* Exercise instructions: Without the pictures, output the lines of the material from the very first through the one that holds "h-[36px] w-[359px] rounded-[8px]".
** Start of Given data **
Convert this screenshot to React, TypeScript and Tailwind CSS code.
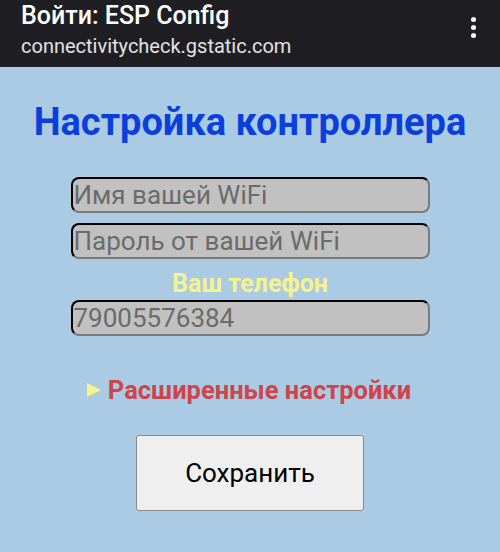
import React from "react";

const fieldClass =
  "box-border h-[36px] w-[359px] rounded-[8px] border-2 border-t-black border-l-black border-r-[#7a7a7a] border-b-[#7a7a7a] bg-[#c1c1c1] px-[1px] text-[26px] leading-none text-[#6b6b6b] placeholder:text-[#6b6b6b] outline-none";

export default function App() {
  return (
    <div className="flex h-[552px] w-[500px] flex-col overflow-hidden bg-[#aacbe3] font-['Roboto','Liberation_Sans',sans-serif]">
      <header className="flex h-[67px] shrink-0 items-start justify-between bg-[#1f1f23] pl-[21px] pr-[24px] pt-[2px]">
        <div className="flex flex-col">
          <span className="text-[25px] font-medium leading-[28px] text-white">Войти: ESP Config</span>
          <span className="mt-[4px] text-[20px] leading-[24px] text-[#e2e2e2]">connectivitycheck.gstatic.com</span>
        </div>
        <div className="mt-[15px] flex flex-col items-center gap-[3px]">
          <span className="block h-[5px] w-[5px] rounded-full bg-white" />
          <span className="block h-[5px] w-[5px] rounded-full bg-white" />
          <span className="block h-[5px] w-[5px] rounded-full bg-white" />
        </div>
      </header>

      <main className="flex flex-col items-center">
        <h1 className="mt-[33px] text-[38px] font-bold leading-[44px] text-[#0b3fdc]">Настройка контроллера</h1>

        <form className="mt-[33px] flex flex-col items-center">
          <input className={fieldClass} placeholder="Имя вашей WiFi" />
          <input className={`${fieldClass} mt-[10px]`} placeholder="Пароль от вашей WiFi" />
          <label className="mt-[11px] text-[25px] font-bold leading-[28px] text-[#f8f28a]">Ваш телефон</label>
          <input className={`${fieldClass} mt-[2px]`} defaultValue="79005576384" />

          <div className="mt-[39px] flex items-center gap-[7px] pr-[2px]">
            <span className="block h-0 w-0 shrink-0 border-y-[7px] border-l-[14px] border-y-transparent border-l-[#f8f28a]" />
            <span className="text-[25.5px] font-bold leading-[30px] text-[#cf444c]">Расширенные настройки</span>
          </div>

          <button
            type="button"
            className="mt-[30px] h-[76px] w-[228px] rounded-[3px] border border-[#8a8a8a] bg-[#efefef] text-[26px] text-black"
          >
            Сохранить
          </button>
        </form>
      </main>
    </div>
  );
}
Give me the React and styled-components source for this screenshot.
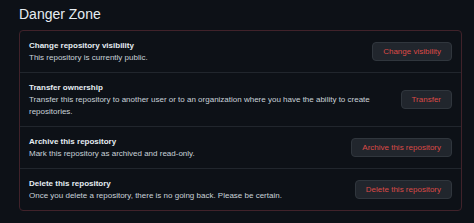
** End of Given data **
* Written answer:
Convert this screenshot to React, TypeScript and Tailwind CSS code.
import React from "react";

const fieldClass =
  "box-border h-[36px] w-[359px] rounded-[8px] border-2 border-t-black border-l-black border-r-[#7a7a7a] border-b-[#7a7a7a] bg-[#c1c1c1] px-[1px] text-[26px] leading-none text-[#6b6b6b] placeholder:text-[#6b6b6b] outline-none";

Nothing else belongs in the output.